We’ve all seen a collection of vintage tobacco tins. Lined up along the tops of kitchen cupboards, carefully arranged on a set of shelving, or just scattered around a room in apparently random positions, these antiques have a certain air of nostalgia and mystery about them.

We want to pick them up and study their labels, pop the lid to see what is inside, draw in a deep breath from the open can to see if we can catch an antique whiff of tobacco, or maybe cookies. What is it about these common artifacts of early twentieth century life that fascinates us so?

Old tobacco tins are a relic of times gone by. They are often colorful and interesting because they had a triple purpose: to store tobacco, of course, but also to decorate and to advertise. Because they depict the life of the times in a certain way, they are considered an art form by many people — a status which greatly increases their value.

Tobacco chewing and smoking has been a hallmark of Western culture for generations, reaching virtually every segment of society. Vintage tobacco tins take us back in time — they are readily accessible records of our history.

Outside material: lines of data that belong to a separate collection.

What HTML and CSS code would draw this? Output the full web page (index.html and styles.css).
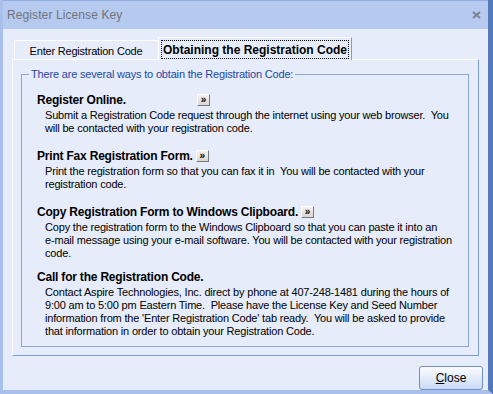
FILE: index.html
```html
<!DOCTYPE html>
<html lang="en">
<head>
  <meta charset="UTF-8">
  <title>Register License Key</title>
  <link rel="stylesheet" href="styles.css">
</head>
<body>
  <div class="window">
    <div class="titlebar">
      <span class="title">Register License Key</span>
      <svg class="x-icon" width="9" height="8" viewBox="0 0 9 8">
        <path d="M1 1l7 6M8 1l-7 6" stroke="#7b838f" stroke-width="2"/>
      </svg>
    </div>
    <div class="client">
      <div class="tabs">
        <div class="tab">Enter Registration Code</div>
        <div class="tab active"><span class="focus">Obtaining the Registration Code</span></div>
      </div>
      <div class="page">
        <fieldset class="group">
          <legend>There are several ways to obtain the Registration Code:</legend>

          <div class="item">
            <div class="head"><span class="head-text wide">Register Online.</span><span class="go">&raquo;</span></div>
            <p class="desc">Submit a Registration Code request through the internet using your web browser.&nbsp; You<br>will be contacted with your registration code.</p>
          </div>

          <div class="item">
            <div class="head"><span class="head-text">Print Fax Registration Form.</span><span class="go">&raquo;</span></div>
            <p class="desc">Print the registration form so that you can fax it in&nbsp; You will be contacted with your<br>registration code.</p>
          </div>

          <div class="item">
            <div class="head"><span class="head-text">Copy Registration Form to Windows Clipboard.</span><span class="go">&raquo;</span></div>
            <p class="desc">Copy the registration form to the Windows Clipboard so that you can paste it into an<br>e-mail message using your e-mail software. You will be contacted with your registration<br>code.</p>
          </div>

          <div class="item last">
            <div class="head"><span class="head-text">Call for the Registration Code.</span></div>
            <p class="desc">Contact Aspire Technologies, Inc. direct by phone at 407-248-1481 during the hours of<br>9:00 am to 5:00 pm Eastern Time.&nbsp; Please have the License Key and Seed Number<br>information from the 'Enter Registration Code' tab ready.&nbsp; You will be asked to provide<br>that information in order to obtain your Registration Code.</p>
          </div>
        </fieldset>
      </div>
      <div class="footer">
        <button class="btn" type="button"><u>C</u>lose</button>
      </div>
    </div>
  </div>
</body>
</html>
```

FILE: styles.css
```css
* {
  box-sizing: border-box;
}
body {
  margin: 0;
  font-family: "Liberation Sans", Tahoma, Arial, sans-serif;
  font-size: 11px;
  color: #000;
}
.window {
  width: 493px;
  height: 394px;
  display: flex;
  flex-direction: column;
  background: #e6ecfa;
  border-left: 3px solid #a9c0ec;
  border-right: 5px solid #5479bb;
  border-bottom: 4px solid #a9c0ec;
}
/* title bar */
.titlebar {
  height: 29px;
  display: flex;
  align-items: center;
  justify-content: space-between;
  padding: 0 7px 0 4px;
  background: #b6caef;
  border-top: 1px solid #8faade;
}
.title {
  font-size: 12px;
  letter-spacing: 0.1px;
  color: #6f737c;
}
/* client area */
.client {
  flex: 1;
  display: flex;
  flex-direction: column;
  padding: 8px 5px 0 9px;
}
.tabs {
  display: flex;
  align-items: flex-end;
  height: 22px;
  margin-left: 2px;
}
.tab {
  height: 19px;
  width: 144px;
  padding-top: 4px;
  text-align: center;
  font-size: 11px;
  letter-spacing: -0.2px;
  background: #e6ecfa;
  border: 1px solid #fff;
  border-bottom: none;
  border-right-color: #f4efe6;
}
.tab.active {
  position: relative;
  z-index: 1;
  height: 23px;
  width: 194px;
  margin-bottom: -1px;
  padding: 2px 2px 0;
  font-size: 12px;
  font-weight: bold;
  letter-spacing: 0;
  border-right-color: #7b9cd6;
}
.focus {
  display: block;
  height: 19px;
  padding-top: 2px;
  border: 1px dotted #000;
}
.page {
  height: 297px;
  margin-right: 4px;
  padding: 8px 9px 0 8px;
  border: 1px solid;
  border-color: #fff #7b9cd6 #7b9cd6 #fff;
}
.group {
  height: 279px;
  margin: 0;
  padding: 9px 0 0;
  border: 1px solid #89a7dc;
}
.group legend {
  margin-left: 7px;
  padding: 0 2px;
  line-height: 13px;
  letter-spacing: -0.18px;
  color: #1d48a6;
}
.item {
  margin: 0 0 0 15px;
}
.item + .item {
  margin-top: 11px;
}
.item.last {
  margin-top: 7px;
}
.head {
  display: flex;
  align-items: center;
  height: 19px;
  font-size: 12px;
  font-weight: bold;
  letter-spacing: -0.2px;
}
.head-text.wide {
  min-width: 157px;
}
.go {
  width: 13px;
  height: 12px;
  margin-left: 3px;
  font-size: 10px;
  line-height: 10px;
  letter-spacing: 0;
  text-align: center;
  color: #000;
  background: linear-gradient(#f4f4f2, #d8d6cf);
  border: 1px solid;
  border-color: #fff #7a7a7a #7a7a7a #fff;
}
.desc {
  margin: 0 0 0 8px;
  line-height: 13px;
  letter-spacing: -0.18px;
  white-space: nowrap;
}
/* footer */
.footer {
  display: flex;
  justify-content: flex-end;
  padding-top: 10px;
}
.btn {
  width: 64px;
  height: 24px;
  padding: 0;
  font-family: inherit;
  font-size: 12px;
  color: #000;
  border: 1px solid #6f8fc6;
  border-radius: 3px;
  background: linear-gradient(#fbfdff 0%, #e3ecfb 50%, #c9d9f4 100%);
}
```
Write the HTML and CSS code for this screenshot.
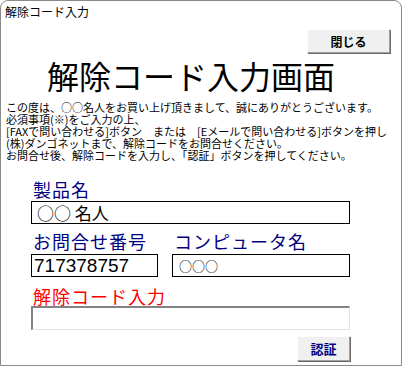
FILE: index.html
```html
<!DOCTYPE html>
<html lang="ja">
<head>
  <meta charset="UTF-8" />
  <meta name="viewport" content="width=device-width, initial-scale=1" />
  <title>解除コード入力</title>
  <link rel="stylesheet" href="styles.css">
</head>
<body>
  <div class="window">
    <div class="titlebar">解除コード入力</div>

    <div class="toolbar">
      <button class="btn close-btn" id="closeBtn">閉じる</button>
    </div>

    <h1>解除コード入力画面</h1>

    <div class="notice">
      この度は、○○名人をお買い上げ頂きまして、誠にありがとうございます。<br>
      必須事項(※)をご入力の上、<br>
      [FAXで問い合わせる]ボタン　または　[Eメールで問い合わせる]ボタンを押し<br>
      (株)ダンゴネットまで、解除コードをお問合せください。<br>
      お問合せ後、解除コードを入力し、「認証」ボタンを押してください。
    </div>

    <div class="form">
      <div class="field">
        <label class="label">製品名</label>
        <div class="box product">○○ 名人</div>
      </div>

      <div class="row">
        <div class="field phone-field">
          <label class="label">お問合せ番号</label>
          <div class="box phone">717378757</div>
        </div>
        <div class="field pc-field">
          <label class="label">コンピュータ名</label>
          <div class="box pc">○○○</div>
        </div>
      </div>

      <div class="field">
        <label class="label red">解除コード入力</label>
        <input class="code-input" type="text" id="codeInput">
      </div>

      <div class="actions">
        <button class="btn auth-btn" id="authBtn">認証</button>
      </div>
    </div>
  </div>
</body>
</html>
```

FILE: styles.css
```css
html, body {
  margin: 0;
  padding: 0;
  background: #fff;
}
body {
  font-family: "Noto Sans CJK JP", "Liberation Sans", sans-serif;
  color: #000;
}
.window {
  box-sizing: border-box;
  width: 402px;
  height: 366px;
  border: 1px solid #8a8a8a;
  border-radius: 8px 8px 0 0;
  background: #fff;
  overflow: hidden;
}
.titlebar {
  font-size: 12px;
  line-height: 16px;
  padding: 3px 0 0 4px;
  height: 24px;
  box-sizing: border-box;
}
.toolbar {
  display: flex;
  justify-content: flex-end;
  padding: 4px 11px 0 0;
}
.btn {
  font-family: "Noto Sans CJK JP", sans-serif;
  font-weight: bold;
  background: #f0f0f0;
  border-top: 1px solid #fff;
  border-left: 1px solid #fff;
  border-right: 1px solid #a0a0a0;
  border-bottom: 1px solid #a0a0a0;
  box-shadow: 1px 1px 0 #696969;
  padding: 0;
  cursor: pointer;
}
.close-btn {
  width: 83px;
  height: 24px;
  font-size: 12px;
  color: #000;
}
h1 {
  font-size: 32px;
  font-weight: normal;
  line-height: 36px;
  margin: 4px 0 0 0;
  padding-left: 46px;
}
.notice {
  font-size: 11px;
  line-height: 12px;
  margin: 8px 0 0 5px;
  white-space: nowrap;
}
.form {
  padding: 18px 0 0 30px;
  width: 319px;
}
.field {
  display: flex;
  flex-direction: column;
}
.label {
  font-size: 18px;
  line-height: 20px;
  letter-spacing: 1px;
  color: #000080;
  padding-left: 2px;
  margin-bottom: 2px;
}
.label.red {
  color: #ff0000;
}
.box {
  box-sizing: border-box;
  height: 23px;
  border: 1px solid #000;
  background: #fff;
  white-space: nowrap;
  overflow: hidden;
}
.product {
  font-size: 17px;
  line-height: 21px;
  padding-left: 5px;
}
.row {
  display: flex;
  gap: 14px;
  margin-top: 7px;
}
.phone-field {
  width: 127px;
}
.pc-field {
  flex: 1;
}
.phone-field .label,
.pc-field .label {
  margin-bottom: 3px;
}
.phone {
  font-family: "Liberation Sans", sans-serif;
  font-size: 19px;
  line-height: 22px;
  padding-left: 2px;
}
.pc {
  font-size: 13px;
  line-height: 21px;
  padding-left: 6px;
}
.row + .field {
  margin-top: 9px;
}
.row + .field .label {
  margin-bottom: 0;
}
.code-input {
  box-sizing: border-box;
  height: 24px;
  width: 100%;
  margin: 0;
  border-top: 2px solid #838383;
  border-left: 2px solid #838383;
  border-right: 1px solid #e3e3e3;
  border-bottom: 1px solid #e3e3e3;
  background: #fff;
  outline: none;
}
.actions {
  display: flex;
  justify-content: flex-end;
  margin-top: 6px;
}
.auth-btn {
  width: 53px;
  height: 25px;
  font-size: 13px;
  color: #000080;
}
```
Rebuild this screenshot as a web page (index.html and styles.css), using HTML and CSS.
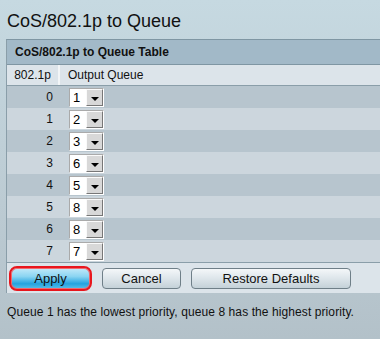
FILE: index.html
```html
<!DOCTYPE html>
<html lang="en">
<head>
  <meta charset="UTF-8" />
  <title>CoS/802.1p to Queue</title>
  <link rel="stylesheet" href="styles.css">
</head>
<body>
  <h1>CoS/802.1p to Queue</h1>

  <div class="queue-table">
    <div class="table-title">CoS/802.1p to Queue Table</div>
    <div class="col-header">
      <div class="col-cos">802.1p</div>
      <div class="col-queue">Output Queue</div>
    </div>

    <div class="row dark">
      <div class="col-cos">0</div>
      <div class="col-queue"><span class="select"><span class="val">1</span><span class="arrow"></span></span></div>
    </div>
    <div class="row">
      <div class="col-cos">1</div>
      <div class="col-queue"><span class="select"><span class="val">2</span><span class="arrow"></span></span></div>
    </div>
    <div class="row dark">
      <div class="col-cos">2</div>
      <div class="col-queue"><span class="select"><span class="val">3</span><span class="arrow"></span></span></div>
    </div>
    <div class="row">
      <div class="col-cos">3</div>
      <div class="col-queue"><span class="select"><span class="val">6</span><span class="arrow"></span></span></div>
    </div>
    <div class="row dark">
      <div class="col-cos">4</div>
      <div class="col-queue"><span class="select"><span class="val">5</span><span class="arrow"></span></span></div>
    </div>
    <div class="row">
      <div class="col-cos">5</div>
      <div class="col-queue"><span class="select"><span class="val">8</span><span class="arrow"></span></span></div>
    </div>
    <div class="row dark">
      <div class="col-cos">6</div>
      <div class="col-queue"><span class="select"><span class="val">8</span><span class="arrow"></span></span></div>
    </div>
    <div class="row">
      <div class="col-cos">7</div>
      <div class="col-queue"><span class="select"><span class="val">7</span><span class="arrow"></span></span></div>
    </div>

    <div class="button-bar">
      <button class="btn btn-apply">Apply</button>
      <button class="btn btn-cancel">Cancel</button>
      <button class="btn btn-restore">Restore Defaults</button>
    </div>
  </div>

  <p class="note">Queue 1 has the lowest priority, queue 8 has the highest priority.</p>
</body>
</html>
```

FILE: styles.css
```css
body {
  font-family: 'Liberation Sans', Arial, sans-serif;
  font-size: 12px;
  color: #111;
  margin: 0;
  padding: 0 0 0 6px;
  background: linear-gradient(180deg, #c6d9e1 0%, #bccbd3 60%, #b3c1c9 100%);
  height: 339px;
  overflow: hidden;
}

h1 {
  font-weight: normal;
  font-size: 18px;
  margin: 0;
  padding: 11px 0 0 1px;
  height: 39px;
  box-sizing: border-box;
  color: #111;
}

.queue-table {
  border-left: 1px solid #8a9ea9;
  border-top: 1px solid #7f96a3;
}

.table-title {
  background: #a2b9c8;
  font-weight: bold;
  height: 24px;
  line-height: 24px;
  padding-left: 8px;
  border-bottom: 1px solid #7f96a3;
}

.col-header,
.row {
  display: flex;
  align-items: center;
}

.col-header {
  background: #dce4ea;
  height: 20px;
  border-bottom: 1px solid #8a9ea9;
}

.col-cos {
  width: 53px;
  box-sizing: border-box;
  text-align: right;
  padding-right: 7px;
}

.col-header .col-cos {
  text-align: center;
  padding-right: 0;
  border-right: 2px solid #f2f5f7;
  height: 20px;
  line-height: 20px;
}

.col-queue {
  padding-left: 9px;
}

.col-header .col-queue {
  padding-left: 8px;
}

.row {
  height: 22px;
  background: #ccd6dd;
}

.row.dark {
  background: #b7c5ce;
}

.select {
  display: flex;
  width: 35px;
  height: 19px;
  box-sizing: border-box;
  background: #fff;
  border: 1px solid #aaa;
  border-right-color: #fff;
  border-bottom-color: #fff;
  margin-top: 1px;
}

.val {
  flex: 1;
  font-size: 13px;
  line-height: 17px;
  padding-left: 3px;
  color: #000;
}

.arrow {
  width: 17px;
  height: 17px;
  box-sizing: border-box;
  background: #d8d8d8;
  border: 1px solid #777;
  border-top-color: #fafafa;
  border-left-color: #fafafa;
  position: relative;
}

.arrow::after {
  content: "";
  position: absolute;
  left: 4px;
  top: 7px;
  border-left: 4px solid transparent;
  border-right: 4px solid transparent;
  border-top: 4px solid #000;
}

.button-bar {
  background: #dce4ea;
  border-top: 1px solid #8a9ea9;
  height: 30px;
  display: flex;
  align-items: center;
  gap: 10px;
  padding-left: 2px;
}

.btn {
  font-family: 'Liberation Sans', Arial, sans-serif;
  font-size: 13px;
  height: 21px;
  border: 1px solid #6f7f88;
  border-radius: 4px;
  background: linear-gradient(180deg, #f4f7f9 0%, #dde5ea 50%, #c4d1d8 100%);
  color: #111;
  padding: 0;
}

.btn-apply {
  width: 83px;
  border: 2px solid #e8161d;
  border-radius: 8px;
  height: 25px;
  background: linear-gradient(180deg, #c4eaf9 0%, #8bd5f2 40%, #24a3df 75%, #5fc0ea 100%);
  box-shadow: inset 0 0 0 1px #f06a6e;
}

.btn-cancel {
  width: 79px;
}

.btn-restore {
  width: 160px;
}

.note {
  margin: 0;
  padding: 12px 0 0 1px;
  font-size: 12px;
  letter-spacing: 0.09px;
}
```
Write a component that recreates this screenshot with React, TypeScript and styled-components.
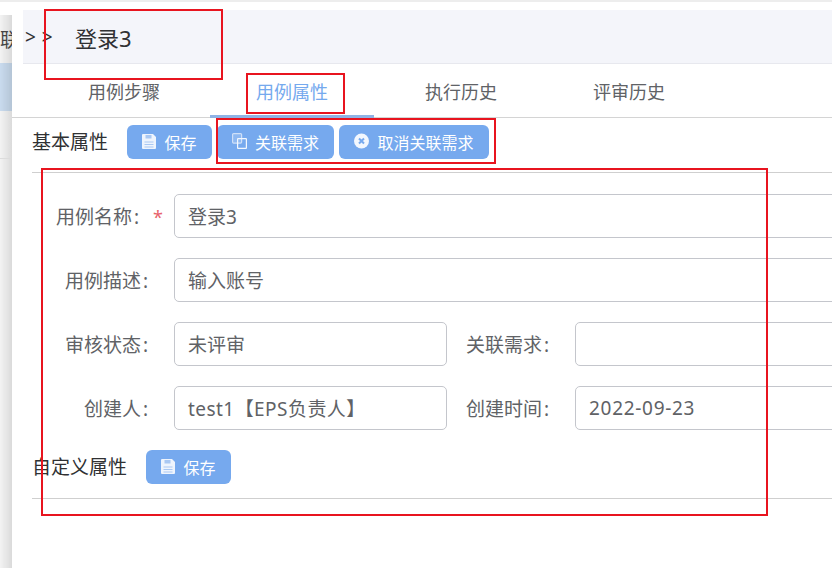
import styled, { createGlobalStyle } from "styled-components";

const GlobalStyle = createGlobalStyle`
  html, body {
    margin: 0;
    padding: 0;
    width: 832px;
    height: 568px;
    overflow: hidden;
    background: #fff;
  }
  * {
    box-sizing: border-box;
  }
`;

const Page = styled.div`
  position: relative;
  display: flex;
  width: 832px;
  height: 568px;
  overflow: hidden;
  border-top: 2px solid #ededed;
  font-family: "Noto Sans", "Noto Sans CJK SC", sans-serif;
  font-size: 19px;
  color: #303133;
`;

const BackList = styled.div`
  flex: none;
  display: flex;
  flex-direction: column;
  width: 12px;
  padding-top: 13px;
  overflow: hidden;
`;

const BackRow = styled.div<{ $tone?: string; $fill?: boolean; $line?: boolean }>`
  flex: ${(p) => (p.$fill ? "1" : "none")};
  width: 12px;
  height: 48px;
  overflow: hidden;
  white-space: nowrap;
  font-size: 19px;
  line-height: 50px;
  color: #444;
  background: linear-gradient(90deg, rgba(0, 0, 0, 0), rgba(0, 0, 0, 0.1)),
    ${(p) => p.$tone || "#f3f3f3"};
  border-bottom: 1px solid ${(p) => (p.$line ? "#dcdcdc" : "transparent")};
`;

const Panel = styled.div`
  flex: 1;
  min-width: 0;
  padding-top: 8px;
  background: #fff;
`;

const Header = styled.div`
  display: flex;
  align-items: center;
  height: 54px;
  margin-left: 11px;
  padding-left: 2px;
  background: #f4f5fa;
  border-bottom: 1px solid #e7e8ee;
`;

const Arrows = styled.span`
  width: 50px;
  font-size: 19px;
  letter-spacing: 6px;
  color: #303133;
`;

const Title = styled.span`
  font-size: 22px;
  color: #303133;
`;

const Tabs = styled.div`
  display: flex;
  height: 54px;
  padding-left: 28px;
  border-bottom: 1px solid #d4d4d4;
`;

const Tab = styled.div<{ $active?: boolean }>`
  flex: none;
  width: ${(p) => (p.$active ? 164 : 168)}px;
  height: 54px;
  margin: ${(p) => (p.$active ? "0 3px 0 2px" : "0")};
  padding-top: 10px;
  text-align: center;
  font-size: 18px;
  line-height: 36px;
  color: ${(p) => (p.$active ? "#75a9ee" : "#606266")};
  border-bottom: 3px solid ${(p) => (p.$active ? "#8fb3e6" : "transparent")};
`;

const Bar = styled.div<{ $gap: number; $height: number }>`
  display: flex;
  align-items: flex-start;
  height: ${(p) => p.$height}px;
  margin-left: 20px;
  padding-top: 7px;
  gap: ${(p) => p.$gap}px;
  border-bottom: 1px solid #cfcfcf;
`;

const BarTitle = styled.span<{ $width: number }>`
  width: ${(p) => p.$width}px;
  font-size: 19px;
  line-height: 34px;
  color: #303133;
  white-space: nowrap;
`;

const Action = styled.button<{ $width: number }>`
  display: flex;
  align-items: center;
  justify-content: center;
  gap: 8px;
  width: ${(p) => p.$width}px;
  height: 34px;
  padding: 0;
  border: none;
  border-radius: 6px;
  background: #76a9ee;
  color: #fff;
  font-family: inherit;
  font-size: 16px;

  svg {
    margin-top: -2px;
  }
`;

const Form = styled.div`
  display: flex;
  flex-direction: column;
  gap: 20px;
  padding: 21px 0 13px 0;
`;

const Row = styled.div`
  display: flex;
  align-items: center;
`;

const Label = styled.label<{ $width: number }>`
  flex: none;
  width: ${(p) => p.$width}px;
  padding-right: 24px;
  text-align: right;
  white-space: nowrap;
  font-size: 19px;
  color: #606266;
`;

const Colon = styled.span`
  display: inline-block;
  width: 9px;
  text-align: center;
`;

const Star = styled.span`
  display: inline-block;
  width: 9px;
  margin: 0 -12px 0 12px;
  text-align: left;
  font-size: 18px;
  color: #e8636b;
`;

const Field = styled.div<{ $width?: number; $spacing?: number }>`
  flex: none;
  display: flex;
  align-items: center;
  width: ${(p) => (p.$width ? `${p.$width}px` : "700px")};
  height: 44px;
  padding-left: 13px;
  border: 1px solid #c4c6cc;
  border-radius: 5px;
  font-size: 19px;
  letter-spacing: ${(p) => p.$spacing || 0}px;
  color: #606266;
  white-space: nowrap;
`;

const Mark = styled.div<{ $x: number; $y: number; $w: number; $h: number }>`
  position: absolute;
  left: ${(p) => p.$x}px;
  top: ${(p) => p.$y}px;
  width: ${(p) => p.$w}px;
  height: ${(p) => p.$h}px;
  border: 2px solid #e8141f;
  pointer-events: none;
`;

const SaveIcon = () => (
  <svg width="14" height="15" viewBox="0 0 14 15">
    <path d="M1 0h10l3 3v11a1 1 0 0 1-1 1H1a1 1 0 0 1-1-1V1a1 1 0 0 1 1-1z" fill="#eef4fd" />
    <path d="M3.500 1h6v3.500h-6z" fill="#a9c8f3" />
    <path d="M2.500 7.500h9v1h-9zM2.500 10h9v1h-9zM2.500 12.500h9v1h-9z" fill="#a9c8f3" />
  </svg>
);

const LinkIcon = () => (
  <svg width="15" height="16" viewBox="0 0 15 16" fill="none">
    <rect x="0.600" y="0.600" width="9" height="9.500" rx="1" stroke="#cfe0f8" strokeWidth="1.200" fill="rgba(255,255,255,0.18)" />
    <rect x="5.600" y="5.600" width="8.800" height="9.800" rx="0.500" stroke="#f2f7fe" strokeWidth="1.200" />
  </svg>
);

const CancelIcon = () => (
  <svg width="15" height="16" viewBox="0 0 15 16">
    <circle cx="7.500" cy="8" r="7.500" fill="#f2f7fe" />
    <path d="M5 5.500l5 5M10 5.500l-5 5" stroke="#76a9ee" strokeWidth="2" />
  </svg>
);

export default function App() {
  return (
    <Page>
      <GlobalStyle />
      <BackList>
        <BackRow>联</BackRow>
        <BackRow $tone="#c9dbee" />
        <BackRow $line />
        <BackRow $fill />
      </BackList>
      <Panel>
        <Header>
          <Arrows>{">>"}</Arrows>
          <Title>登录3</Title>
        </Header>
        <Tabs>
          <Tab>用例步骤</Tab>
          <Tab $active>用例属性</Tab>
          <Tab>执行历史</Tab>
          <Tab>评审历史</Tab>
        </Tabs>
        <Bar $gap={5} $height={55}>
          <BarTitle $width={90}>基本属性</BarTitle>
          <Action $width={85}>
            <SaveIcon />
            保存
          </Action>
          <Action $width={117}>
            <LinkIcon />
            关联需求
          </Action>
          <Action $width={150}>
            <CancelIcon />
            取消关联需求
          </Action>
        </Bar>
        <Form>
          <Row>
            <Label $width={162}>
              用例名称<Colon>:</Colon>
              <Star>*</Star>
            </Label>
            <Field>登录3</Field>
          </Row>
          <Row>
            <Label $width={162}>
              用例描述<Colon>:</Colon>
            </Label>
            <Field>输入账号</Field>
          </Row>
          <Row>
            <Label $width={162}>
              审核状态<Colon>:</Colon>
            </Label>
            <Field $width={273}>未评审</Field>
            <Label $width={128}>
              关联需求<Colon>:</Colon>
            </Label>
            <Field />
          </Row>
          <Row>
            <Label $width={162}>
              创建人<Colon>:</Colon>
            </Label>
            <Field $width={273} $spacing={0.45}>
              test1【EPS负责人】
            </Field>
            <Label $width={128}>
              创建时间<Colon>:</Colon>
            </Label>
            <Field $spacing={0.7}>2022-09-23</Field>
          </Row>
        </Form>
        <Bar $gap={19} $height={56}>
          <BarTitle $width={95}>自定义属性</BarTitle>
          <Action $width={85}>
            <SaveIcon />
            保存
          </Action>
        </Bar>
      </Panel>
      <Mark $x={44} $y={7} $w={179} $h={71} />
      <Mark $x={246} $y={71} $w={99} $h={41} />
      <Mark $x={216} $y={116} $w={280} $h={46} />
      <Mark $x={41} $y={166} $w={727} $h={348} />
    </Page>
  );
}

Though many old tobacco tins show signs of long wear, having been used for multiple purposes from tobacco storage to button collections over the intervening years, their utility as storage containers remains high. These simple vintage tobacco tins are so much more attractive and durable than the ubiquitous plastic container of today. They are so practical and decorative, even after decades of use that people tend to repeatedly find a new use for them long after the tobacco has been smoked.

Old tobacco tins were designed for a variety of uses: there were round or bucket-shaped tins with lids for tobacco or cigars, tin cigar boxes, store display tins, tiny tobacco tins to fit in a pocket, small tins, large tins, and even glass jars with tin lids. Some vintage tins had decorations and printing both inside and out. Some had words and decorative geometric patterns; others had illustrations depicting people and other things. Some were very colorful.

Today, vintage tobacco tins make a popular collectible. So many were produced in the first half of the twentieth century that there are many still in circulation. Some have become quite rare and valuable, adding a bit of challenge and an element of luck to the search for new ones; the value of an old tin depends mainly on its rarity and its condition.

Most tins that are traded today range in value from about $100—for rare tins in mint condition, down to just five or six dollars for the smaller tins that are readily available. It’s easy to build up a good collection without spending too much money.

The tobacco industry invested in a great deal of advertising over the years, giving rise to many other objects associated with cigarette, cigar, and pipe smoking, and chewing tobacco. Vintage tobacco tins are just the beginning: posters, calendars, coasters, old cigarette and cigar packages, cigar labels, and matches are just a few of the other possibilities.

Best of all, all of these items are readily available on the internet, both from retailers of antiques and on internet sites where collectors can buy sell and trade their treasures. It’s never been easier to shop for something new for a collection: it’s like having an endless wall of cupboards topped with old tobacco tins, and any of them can be yours.